Le reste vient avec. Le romantisme révolutionnaire, qui séduit tant d'adultes pourtant intelligents. Le manichéisme. La tentation totalitaire. L'appel à la censure. Le langage ordurier. La négation de la sphère privée, apolitique, de la vie des gens.

Cette dernière application du «tout est politique» n'est pas la moins dévastatrice: elle est un outil d'asservissement.
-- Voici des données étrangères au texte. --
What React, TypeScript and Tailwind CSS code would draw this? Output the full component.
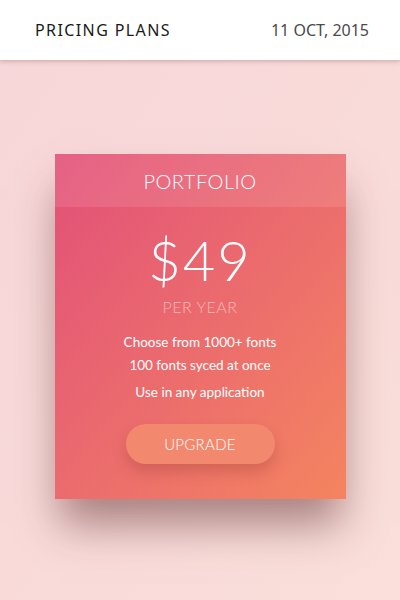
export default function App() {
  return (
    <div className="w-[400px] h-[600px] overflow-hidden bg-gradient-to-br from-[#f8d6d9] to-[#fadfda] font-['Lato',sans-serif]">
      {/* top bar */}
      <header className="relative z-10 h-[60px] bg-white flex items-center justify-between pl-[35px] pr-[31px] shadow-[0_2px_4px_rgba(120,60,60,0.25)]">
        <span className="text-[16px] tracking-[1.4px] text-[#1a1a1a] font-['Noto_Sans',sans-serif]">PRICING PLANS</span>
        <span className="text-[16px] text-[#4a4a4a] font-['Noto_Sans',sans-serif]">11 OCT, 2015</span>
      </header>

      <div className="flex justify-center pt-[94px]">
        <div className="w-[291px] h-[345px] bg-gradient-to-br from-[#e24f78] to-[#f4845f] shadow-[0_30px_40px_-5px_rgba(90,40,40,0.5)] flex flex-col text-white">
          <div className="h-[53px] bg-white/10 flex items-center justify-center text-[20px] font-light tracking-[0.5px]">
            PORTFOLIO
          </div>
          <div className="flex flex-col items-center">
            <div className="mt-[23px] text-[56px] font-light leading-[60px] tracking-[2px]">$49</div>
            <div className="mt-[5px] text-[16px] font-light text-[#f8b6b8] tracking-[0.5px]">PER YEAR</div>
            <div className="mt-[12px] flex flex-col items-center text-[13.5px] leading-[23px]">
              <span>Choose from 1000+ fonts</span>
              <span>100 fonts syced at once</span>
              <span className="mt-[4px]">Use in any application</span>
            </div>
            <button className="mt-[20px] w-[149px] h-[40px] rounded-full bg-[#f2896f] text-[15px] font-light tracking-[0.3px] shadow-[0_8px_14px_rgba(150,60,50,0.3)]">
              UPGRADE
            </button>
          </div>
        </div>
      </div>
    </div>
  );
}
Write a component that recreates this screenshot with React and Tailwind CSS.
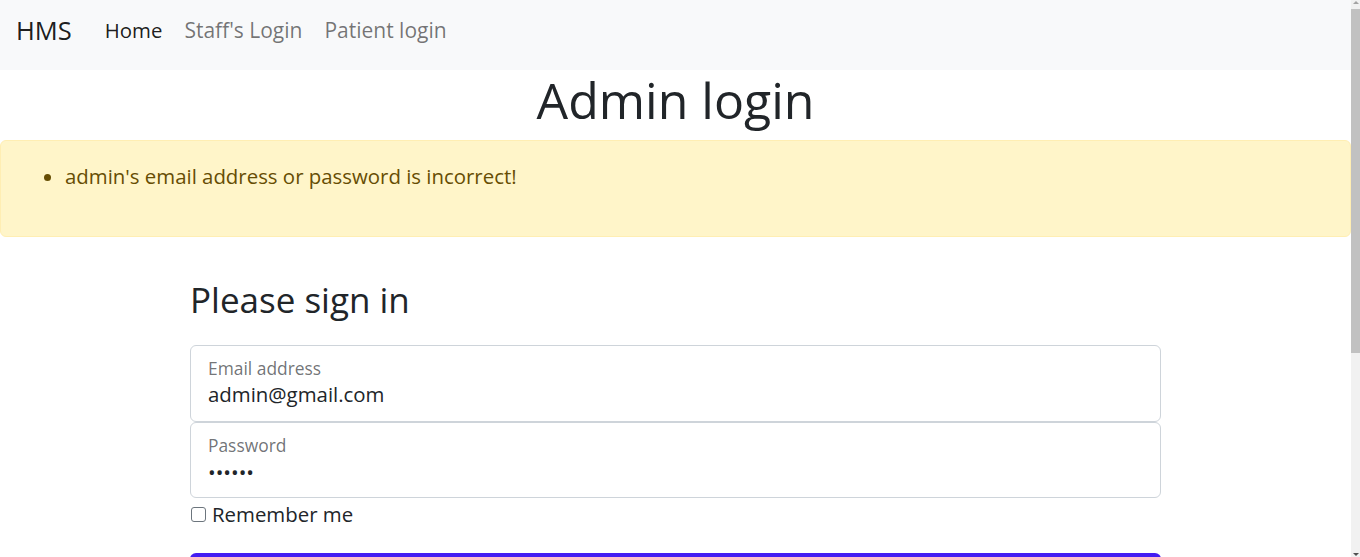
import React from "react";

export default function App() {
  return (
    <div className="flex h-[557px] w-full overflow-hidden bg-white">
      <div className="flex-1 min-w-0 font-['Open_Sans',sans-serif] text-[#212529]">
        <nav className="flex h-[70px] items-start bg-[#f8f9fa] px-[16px] pt-[15px]">
          <span className="mr-[22px] text-[25.5px] leading-[30px] text-[rgba(0,0,0,0.9)]">HMS</span>
          <span className="px-[11px] text-[20.4px] leading-[30px] text-[rgba(0,0,0,0.9)]">Home</span>
          <span className="px-[11px] text-[21px] leading-[30px] text-[rgba(0,0,0,0.55)]">Staff's Login</span>
          <span className="px-[11px] text-[21px] leading-[30px] text-[rgba(0,0,0,0.55)]">Patient login</span>
        </nav>
        <h1 className="mb-[10px] text-center text-[50px] font-medium leading-[60px]">Admin login</h1>
        <div className="h-[97px] rounded-[6px] border border-[#ffeeb3] bg-[#fff5c9] px-[20px] pt-[20px] text-[#664d03]">
          <ul className="list-disc pl-[44px]">
            <li className="text-[20.4px] leading-[30px]">admin's email address or password is incorrect!</li>
          </ul>
        </div>
        <div className="mx-auto w-[971px]">
          <h3 className="mt-[42px] mb-[24px] text-[35px] font-normal leading-[42px]">Please sign in</h3>
          <div className="flex h-[77px] flex-col rounded-[6px] border border-[#ced4da] px-[17px] pt-[10px]">
            <span className="text-[17.4px] leading-[24px] text-[rgba(33,37,41,0.65)]">Email address</span>
            <span className="text-[20.4px] leading-[28px]">admin@gmail.com</span>
          </div>
          <div className="flex h-[76px] flex-col rounded-[6px] border border-[#ced4da] px-[17px] pt-[10px]">
            <span className="text-[17.4px] leading-[24px] text-[rgba(33,37,41,0.65)]">Password</span>
            <span className="mt-[1px] text-[20.4px] leading-[28px]">••••••</span>
          </div>
          <div className="mt-[1px] flex h-[30px] items-center">
            <span className="ml-[1px] mr-[6px] h-[15px] w-[15px] rounded-[3px] border border-[#6c757d] bg-white" />
            <span className="text-[20.4px] leading-[30px]">Remember me</span>
          </div>
          <div className="mt-[24px] h-[60px] rounded-[6px] bg-[#441cf2]" />
        </div>
      </div>
      <div className="flex w-[9px] shrink-0 flex-col bg-[#f1f1f1]">
        <div className="flex h-[9px] items-start justify-center">
          <div className="mt-[1px] h-0 w-0 border-x-[3px] border-b-[3px] border-x-transparent border-b-[#a3a3a3]" />
        </div>
        <div className="h-[344px] w-full bg-[#c1c1c1]" />
        <div className="flex-1" />
        <div className="flex h-[9px] items-end justify-center">
          <div className="mb-[1px] h-0 w-0 border-x-[3px] border-t-[3px] border-x-transparent border-t-[#505050]" />
        </div>
      </div>
    </div>
  );
}
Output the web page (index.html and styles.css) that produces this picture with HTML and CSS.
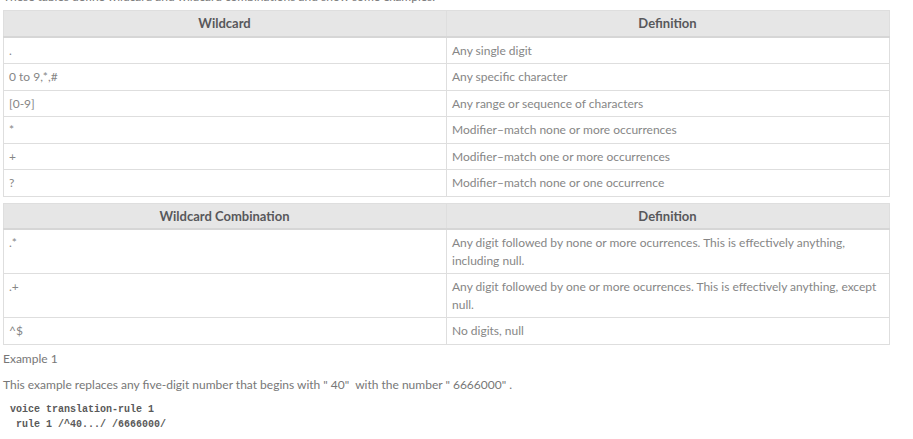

Pour saboter le métro, il faut d'abord nier que, le matin, un jour de semaine, l'individu qui utilise les transports en commun n'est pas à ce moment précis un être politique, mais un travailleur. Transformer soir après soir le centre-ville en champ de bataille consiste à dépouiller le résident de l'une de ses identités, celle de citoyen urbain s'attendant à jouir paisiblement du milieu de vie qu'il a choisi. Lorsqu'on menace un événement festif ou culturel, on s'en prend à l'animal social et au consommateur de culture, qui sont des identités essentielles, non politiques, de tout être humain.

Enfin, sommer la population de prendre parti par tous les moyens, y compris violents, que justifie la prémisse du «tout est politique» est un viol du droit le plus fondamental, peut-être, que possède tout individu. Celui d'être laissé seul.

En paix.

À l'abri, lorsqu'il le désire, de la chosification politique.